2. Description of Related Art
Mobile construction equipment such as tractors outfitted with a hydraulically operated articulated work arm carrying any one of a variety of attachments are used for a wide variety of applications. In particular, they are critical machines in the construction of buildings, transportation channels, and almost any other man-made structure. A practical matter involves the transport of such equipment, such as, for example, a backhoe between the physical locations where it will be used. If the equipment is driven to the desired location over roadways, difficulties associated with the weight distribution of the equipment often arise. In particular, the overhanging, leveraged weight of the backhoe linkage assembly increases the difficulty of controlling the equipment during transportation. The effective weight of the backhoe linkage assembly can affect equipment weight balance sufficiently such that the weight remaining on the front wheels is lessened and steering control and ride comfort may be compromised.

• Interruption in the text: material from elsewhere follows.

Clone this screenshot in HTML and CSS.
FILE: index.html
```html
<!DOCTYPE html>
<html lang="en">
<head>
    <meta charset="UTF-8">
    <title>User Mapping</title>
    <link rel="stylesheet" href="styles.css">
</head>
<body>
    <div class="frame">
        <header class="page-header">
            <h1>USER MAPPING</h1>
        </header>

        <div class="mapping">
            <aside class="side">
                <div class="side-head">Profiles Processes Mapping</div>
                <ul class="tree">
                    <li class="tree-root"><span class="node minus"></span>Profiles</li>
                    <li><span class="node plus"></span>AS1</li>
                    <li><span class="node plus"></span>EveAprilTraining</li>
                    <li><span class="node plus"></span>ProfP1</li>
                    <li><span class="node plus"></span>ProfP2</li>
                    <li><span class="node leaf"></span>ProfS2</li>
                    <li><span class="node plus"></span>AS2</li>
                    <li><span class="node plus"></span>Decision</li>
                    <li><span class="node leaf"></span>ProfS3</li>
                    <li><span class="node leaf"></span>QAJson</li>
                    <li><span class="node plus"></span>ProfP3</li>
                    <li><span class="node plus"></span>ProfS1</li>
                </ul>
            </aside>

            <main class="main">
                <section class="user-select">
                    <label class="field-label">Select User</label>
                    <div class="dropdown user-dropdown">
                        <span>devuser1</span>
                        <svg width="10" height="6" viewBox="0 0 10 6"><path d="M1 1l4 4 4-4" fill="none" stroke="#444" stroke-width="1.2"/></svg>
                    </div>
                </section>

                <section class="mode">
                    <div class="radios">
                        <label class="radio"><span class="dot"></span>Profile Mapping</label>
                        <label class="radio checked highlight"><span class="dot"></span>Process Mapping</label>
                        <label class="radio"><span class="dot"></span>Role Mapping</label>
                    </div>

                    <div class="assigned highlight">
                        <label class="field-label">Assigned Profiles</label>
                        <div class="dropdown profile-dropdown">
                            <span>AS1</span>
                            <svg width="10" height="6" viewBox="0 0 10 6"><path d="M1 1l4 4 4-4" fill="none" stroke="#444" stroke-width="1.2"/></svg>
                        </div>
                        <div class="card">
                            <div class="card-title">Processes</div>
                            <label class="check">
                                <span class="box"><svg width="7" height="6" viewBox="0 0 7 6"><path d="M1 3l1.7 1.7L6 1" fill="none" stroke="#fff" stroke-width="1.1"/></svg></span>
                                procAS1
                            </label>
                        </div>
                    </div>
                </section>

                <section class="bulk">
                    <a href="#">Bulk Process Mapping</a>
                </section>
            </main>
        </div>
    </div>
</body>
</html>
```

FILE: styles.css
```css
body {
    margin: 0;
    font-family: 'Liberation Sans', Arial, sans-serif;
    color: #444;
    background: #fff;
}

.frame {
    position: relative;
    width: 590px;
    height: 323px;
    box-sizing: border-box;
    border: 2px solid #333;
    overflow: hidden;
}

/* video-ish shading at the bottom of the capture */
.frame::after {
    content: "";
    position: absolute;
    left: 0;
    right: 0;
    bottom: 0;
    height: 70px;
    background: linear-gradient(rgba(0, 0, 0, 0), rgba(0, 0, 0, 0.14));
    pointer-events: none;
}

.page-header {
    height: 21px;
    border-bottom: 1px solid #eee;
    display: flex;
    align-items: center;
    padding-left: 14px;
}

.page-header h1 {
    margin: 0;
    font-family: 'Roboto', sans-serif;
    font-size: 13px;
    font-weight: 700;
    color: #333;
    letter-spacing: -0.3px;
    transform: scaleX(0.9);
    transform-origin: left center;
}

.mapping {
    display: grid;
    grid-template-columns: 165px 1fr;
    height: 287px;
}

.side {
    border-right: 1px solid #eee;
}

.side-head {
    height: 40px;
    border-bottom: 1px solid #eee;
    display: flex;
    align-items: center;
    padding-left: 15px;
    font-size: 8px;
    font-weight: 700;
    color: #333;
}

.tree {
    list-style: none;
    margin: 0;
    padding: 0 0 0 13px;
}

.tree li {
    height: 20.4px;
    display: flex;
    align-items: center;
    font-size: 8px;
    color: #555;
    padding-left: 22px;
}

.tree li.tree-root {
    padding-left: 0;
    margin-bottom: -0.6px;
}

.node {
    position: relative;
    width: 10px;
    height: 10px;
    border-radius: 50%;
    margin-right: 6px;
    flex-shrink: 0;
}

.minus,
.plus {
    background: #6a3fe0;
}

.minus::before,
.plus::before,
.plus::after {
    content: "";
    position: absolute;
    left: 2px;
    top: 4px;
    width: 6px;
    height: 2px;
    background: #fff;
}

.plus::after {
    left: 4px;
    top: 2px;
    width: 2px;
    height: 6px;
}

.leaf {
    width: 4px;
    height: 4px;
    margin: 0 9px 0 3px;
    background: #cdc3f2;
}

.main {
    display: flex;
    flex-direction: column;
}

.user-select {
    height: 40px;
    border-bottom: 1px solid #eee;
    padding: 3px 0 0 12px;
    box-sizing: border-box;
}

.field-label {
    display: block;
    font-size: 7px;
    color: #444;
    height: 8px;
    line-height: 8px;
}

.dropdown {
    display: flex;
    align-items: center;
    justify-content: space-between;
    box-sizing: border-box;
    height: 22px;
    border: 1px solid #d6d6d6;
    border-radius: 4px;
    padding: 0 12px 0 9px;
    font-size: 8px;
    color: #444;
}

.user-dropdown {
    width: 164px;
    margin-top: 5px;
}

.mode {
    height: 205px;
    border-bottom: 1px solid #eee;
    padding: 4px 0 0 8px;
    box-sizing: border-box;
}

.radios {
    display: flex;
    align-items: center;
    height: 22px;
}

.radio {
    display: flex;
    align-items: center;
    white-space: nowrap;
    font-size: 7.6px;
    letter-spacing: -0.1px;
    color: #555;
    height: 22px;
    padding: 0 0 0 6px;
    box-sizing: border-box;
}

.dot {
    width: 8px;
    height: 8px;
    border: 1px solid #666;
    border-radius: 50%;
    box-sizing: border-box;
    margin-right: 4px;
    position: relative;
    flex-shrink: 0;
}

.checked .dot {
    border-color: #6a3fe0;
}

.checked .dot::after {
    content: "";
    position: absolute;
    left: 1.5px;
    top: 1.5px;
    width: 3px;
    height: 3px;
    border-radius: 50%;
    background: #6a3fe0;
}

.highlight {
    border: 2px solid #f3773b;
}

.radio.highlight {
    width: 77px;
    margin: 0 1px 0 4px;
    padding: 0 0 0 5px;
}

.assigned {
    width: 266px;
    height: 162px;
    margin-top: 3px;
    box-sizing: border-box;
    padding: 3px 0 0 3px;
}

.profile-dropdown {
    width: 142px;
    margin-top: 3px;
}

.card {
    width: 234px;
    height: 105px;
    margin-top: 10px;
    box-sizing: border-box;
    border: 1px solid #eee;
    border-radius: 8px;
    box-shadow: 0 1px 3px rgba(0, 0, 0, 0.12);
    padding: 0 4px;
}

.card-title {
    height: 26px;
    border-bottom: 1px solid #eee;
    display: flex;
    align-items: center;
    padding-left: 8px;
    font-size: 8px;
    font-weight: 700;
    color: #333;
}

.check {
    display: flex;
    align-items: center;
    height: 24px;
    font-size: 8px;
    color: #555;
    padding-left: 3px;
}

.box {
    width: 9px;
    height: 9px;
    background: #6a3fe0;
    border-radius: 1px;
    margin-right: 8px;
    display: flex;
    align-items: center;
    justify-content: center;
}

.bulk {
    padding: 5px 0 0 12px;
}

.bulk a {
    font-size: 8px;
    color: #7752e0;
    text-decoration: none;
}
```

To date, the most common approach to dealing with the undesirable weight distribution of this type of construction equipment is to add weight to the front of the machine to counter the weight of the backhoe linkage assembly. However, this solution is undesirable for several reasons. The additional weight causes the equipment to become more difficult to maneuver, especially in soft ground, more difficult to steer, and more clumsy to operate. In addition, fuel consumption is increased and the equipment cost effectiveness is decreased.
A more desirable solution to the problem of weight distribution has been to move the backhoe linkage assembly into a stored position where its weight is closer to the center of the equipment. For example, Case Corporation of Racine, Wisconsin builds backhoe-type machines with a distinctive feature, known as an “over center” system, that permits the weight of the backhoe to be moved closer to the center of the equipment, whereby the weight moment arm is reduced. By shifting the weight of the backhoe toward the equipment's center of gravity, the need for a front-end counter weight is eliminated. The “over center” position of the backhoe linkage assembly is frequently known as the “carry,” the “latched,” or the “transport” position. The “over center” system, as noted above, increases the maneuverability of the equipment, particularly in soft ground, and increases the stability of the equipment during road transportation.

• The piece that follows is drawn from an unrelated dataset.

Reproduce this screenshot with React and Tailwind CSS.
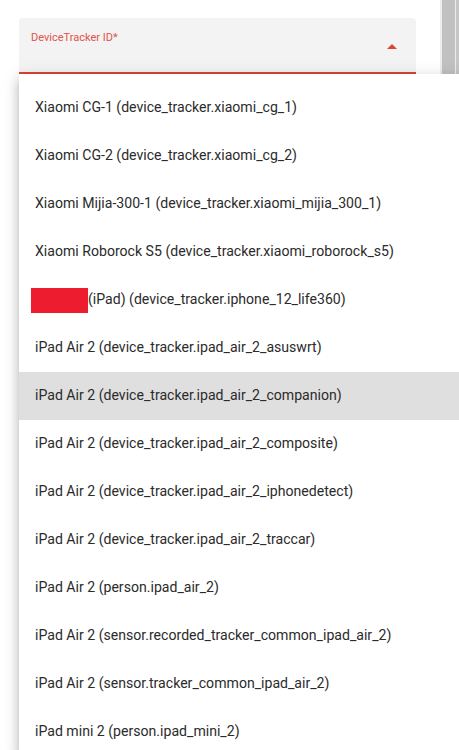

While the “over center” system provides significant benefits, use of the system requires operator skills that are acquired only through experience. Thus, while not always difficult for regular users of the equipment, the technique may often be awkward for new or occasional users of the machine. The technique involves a combination of operator actions that must be completed in timed sequence. The technique of moving the backhoe into the “over center” position requires the operator to activate the lift cylinder and raise the work arm toward its uppermost position. At the moment that the lift cylinder is at its minimum length, the operator must then rapidly change the direction of the hydraulic control spool to reverse the direction of the lift cylinder operation to thereby drive the backhoe into the “over center” transport position. If the control spool is not operated at the right moment, the backhoe assembly will stop moving and will not reach the transport position. The entire process must then be repeated. First time operators and operators without significant experience often have difficulty performing the technique.

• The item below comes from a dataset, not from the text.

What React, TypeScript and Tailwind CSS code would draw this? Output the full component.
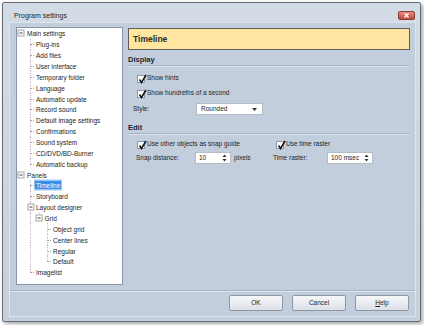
import React from "react";

type Row = { t: string; l: number; exp?: boolean; last?: boolean; sel?: boolean; g?: number[] };

const ROWS: Row[] = [
  { t: "Main settings", l: 0, exp: true },
  { t: "Plug-ins", l: 1 },
  { t: "Add files", l: 1 },
  { t: "User interface", l: 1 },
  { t: "Temporary folder", l: 1 },
  { t: "Language", l: 1 },
  { t: "Automatic update", l: 1 },
  { t: "Record sound", l: 1 },
  { t: "Default image settings", l: 1 },
  { t: "Confirmations", l: 1 },
  { t: "Sound system", l: 1 },
  { t: "CD/DVD/BD-Burner", l: 1 },
  { t: "Automatic backup", l: 1, last: true },
  { t: "Panels", l: 0, exp: true },
  { t: "Timeline", l: 1, sel: true },
  { t: "Storyboard", l: 1 },
  { t: "Layout designer", l: 1, exp: true },
  { t: "Grid", l: 2, exp: true, last: true, g: [1] },
  { t: "Object grid", l: 3, g: [1] },
  { t: "Center lines", l: 3, g: [1] },
  { t: "Regular", l: 3, g: [1] },
  { t: "Default", l: 3, last: true, g: [1] },
  { t: "Imagelist", l: 1, last: true },
];

// x of the guide column for a level, inside the tree box
const colX = (l: number) => (l === 0 ? 3.5 : 13 + (l - 1) * 8.5);

const Expander = ({ x }: { x: number }) => (
  <span
    className="absolute top-1/2 -translate-y-1/2 -translate-x-1/2 w-[7px] h-[7px] bg-white border border-[#a3a3a3] flex items-center justify-center"
    style={{ left: x }}
  >
    <span className="w-[3px] h-px bg-[#444]" />
  </span>
);

const TreeRow = ({ r }: { r: Row }) => {
  const x = colX(r.l);
  return (
    <div className="relative h-[10.86px]">
      {(r.g || []).map((lv) => (
        <span
          key={lv}
          className="absolute top-0 bottom-0 border-l border-dotted border-[#bdbdbd]"
          style={{ left: colX(lv) }}
        />
      ))}
      {r.l > 0 && (
        <>
          <span
            className={`absolute top-0 border-l border-dotted border-[#bdbdbd] ${r.last ? "h-1/2" : "h-full"}`}
            style={{ left: x }}
          />
          <span className="absolute top-1/2 w-[4px] border-t border-dotted border-[#a8a8a8]" style={{ left: x }} />
        </>
      )}
      {r.exp && <Expander x={x + 0.5} />}
      <span
        className={`absolute top-1/2 -translate-y-1/2 whitespace-nowrap px-[1px] leading-[9px] ${
          r.sel ? "bg-[#3a8ee8] text-white outline outline-[#9cc8f5]" : "text-[#1d1d1d]"
        }`}
        style={{ left: r.l === 0 ? 9 : x + 5 }}
      >
        {r.t}
      </span>
    </div>
  );
};

const Check = () => (
  <span className="relative w-[8px] h-[8px] bg-white border border-[#8d98a8] shrink-0">
    <svg className="absolute -top-[2px] left-0" width="9" height="10" viewBox="0 0 9 10">
      <path d="M1.5 5.5 L3.5 8.5 L8 1" fill="none" stroke="#111" strokeWidth="1.5" />
    </svg>
  </span>
);

const CheckRow = ({ label, pl }: { label: string; pl: string }) => (
  <div className={`flex items-center h-[15px] gap-[2px] ${pl}`}>
    <Check />
    <span className="whitespace-nowrap">{label}</span>
  </div>
);

const Spin = ({ value, w }: { value: string; w: string }) => (
  <div className={`${w} h-[12px] bg-white border border-[#b4bcc8] flex items-center justify-between pl-[3px] pr-[3px]`}>
    <span>{value}</span>
    <svg width="5" height="8" viewBox="0 0 5 8">
      <path d="M2.5 0.5 L4.5 3 L0.5 3 Z M0.5 5 L4.5 5 L2.5 7.5 Z" fill="#333" />
    </svg>
  </div>
);

const SectionTitle = ({ text, mt }: { text: string; mt: string }) => (
  <div className={`${mt} h-[11px] border-b border-[#a9b5c6] flex items-center font-bold text-[7.5px] text-[#1b2535] shadow-[0_1px_0_#dbe2ec]`}>
    {text}
  </div>
);

const Btn = ({ children }: { children: React.ReactNode }) => (
  <div className="w-[54px] h-[16px] rounded-[2px] border border-[#8c96a4] bg-gradient-to-b from-[#f6f7f9] to-[#dce1e8] flex items-center justify-center text-[#1d1d1d]">
    {children}
  </div>
);

export default function App() {
  return (
    <div className="w-[424px] h-[325px] bg-white overflow-hidden [font-family:'Liberation_Sans',Arial,sans-serif] text-[6.5px] leading-none text-[#1d1d1d]">
      <div className="ml-[2px] mt-[2px] w-[419px] h-[320px] border border-[#666e7a] rounded-[2px] bg-gradient-to-b from-[#d3dbe6] to-[#c6d0dd] shadow-[2px_2px_4px_rgba(0,0,0,0.35)] flex flex-col">
        {/* Title bar */}
        <div className="h-[19px] pt-[5px] pl-[11px] pr-[5px] flex items-center justify-between">
          <span className="text-[7px] text-[#1f1f1f]">Program settings</span>
          <div className="w-[17px] h-[9px] rounded-[2px] border border-[#8a3b34] bg-gradient-to-b from-[#e88a7f] to-[#c2463a] flex items-center justify-center">
            <svg width="5" height="5" viewBox="0 0 5 5">
              <path d="M0.5 0.5 L4.5 4.5 M4.5 0.5 L0.5 4.5" stroke="#fff" strokeWidth="1.3" />
            </svg>
          </div>
        </div>

        {/* Body */}
        <div className="ml-[6px] mr-[4px] h-[295px] border border-[#dde4ed] bg-[#c3cedc] flex flex-col">
          <div className="pt-[4px] pl-[6px] pr-[5px] flex gap-[5px]">
            {/* Tree */}
            <div className="w-[107px] h-[258px] bg-white border border-[#8894a8]">
              {ROWS.map((r) => (
                <TreeRow key={r.t} r={r} />
              ))}
            </div>

            {/* Right side */}
            <div className="flex-1 flex flex-col">
              <div className="mt-[1px] h-[22px] bg-[#ffe5a0] border border-[#5f5d55] flex items-center pl-[4px] font-bold text-[8.5px] text-[#2a2a2a]">
                Timeline
              </div>

              <SectionTitle text="Display" mt="mt-[5px]" />
              <div className="mt-[5px]">
                <CheckRow label="Show hints" pl="pl-[9px]" />
                <CheckRow label="Show hundreths of a second" pl="pl-[9px]" />
                <div className="h-[16px] flex items-center pl-[5px]">
                  <span className="w-[63px]">Style:</span>
                  <div className="w-[67px] h-[12px] bg-white border border-[#b4bcc8] flex items-center justify-between pl-[4px] pr-[5px]">
                    <span>Rounded</span>
                    <svg width="5" height="3" viewBox="0 0 5 3">
                      <path d="M0 0 L5 0 L2.5 3 Z" fill="#333" />
                    </svg>
                  </div>
                </div>
              </div>

              <SectionTitle text="Edit" mt="mt-[6px]" />
              <div className="mt-[3px] flex">
                <div className="w-[145px]">
                  <CheckRow label="Use other objects as snap guide" pl="pl-[9px]" />
                  <div className="h-[12px] flex items-center pl-[8px]">
                    <span className="w-[59px]">Snap distance:</span>
                    <Spin value="10" w="w-[36px]" />
                    <span className="ml-[3px]">pixels</span>
                  </div>
                </div>
                <div className="flex-1">
                  <CheckRow label="Use time raster" pl="pl-[3px]" />
                  <div className="h-[12px] flex items-center">
                    <span className="w-[54px]">Time raster:</span>
                    <Spin value="100 msec" w="w-[46px]" />
                  </div>
                </div>
              </div>
            </div>
          </div>

          <div className="mt-[5px] h-px bg-[#a8b4c5] shadow-[0_1px_0_#dfe6ef]" />

          <div className="mt-[4px] pr-[6px] flex justify-end gap-[9px]">
            <Btn>OK</Btn>
            <Btn>Cancel</Btn>
            <Btn>
              <span className="underline">H</span>elp
            </Btn>
          </div>
        </div>
      </div>
    </div>
  );
}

The present invention for the first time provides an apparatus for reducing the heretofore important nature of operator performance in placing equipment work arms into the over-center storage/transport position. Thus, new and less experienced operators can prepare the backhoe for travel between work sites.
SUMMARY OF THE INVENTION
The purpose and advantages of the invention are set forth in and will be apparent from the description and drawings that follow. Additional advantages of the invention will be realized and attained by the elements of the device particularly pointed out in the appended claims.
The present invention is directed to a control circuit for use in combination with an apparatus having a hydraulically operated articulated work arm that is movable over a range of positions. More particularly, the present invention involves a control circuit for use in combination with an apparatus having a hydraulically operated work arm, such as a backhoe machine, for which there are desired arm positions, such as an “over center” transport position.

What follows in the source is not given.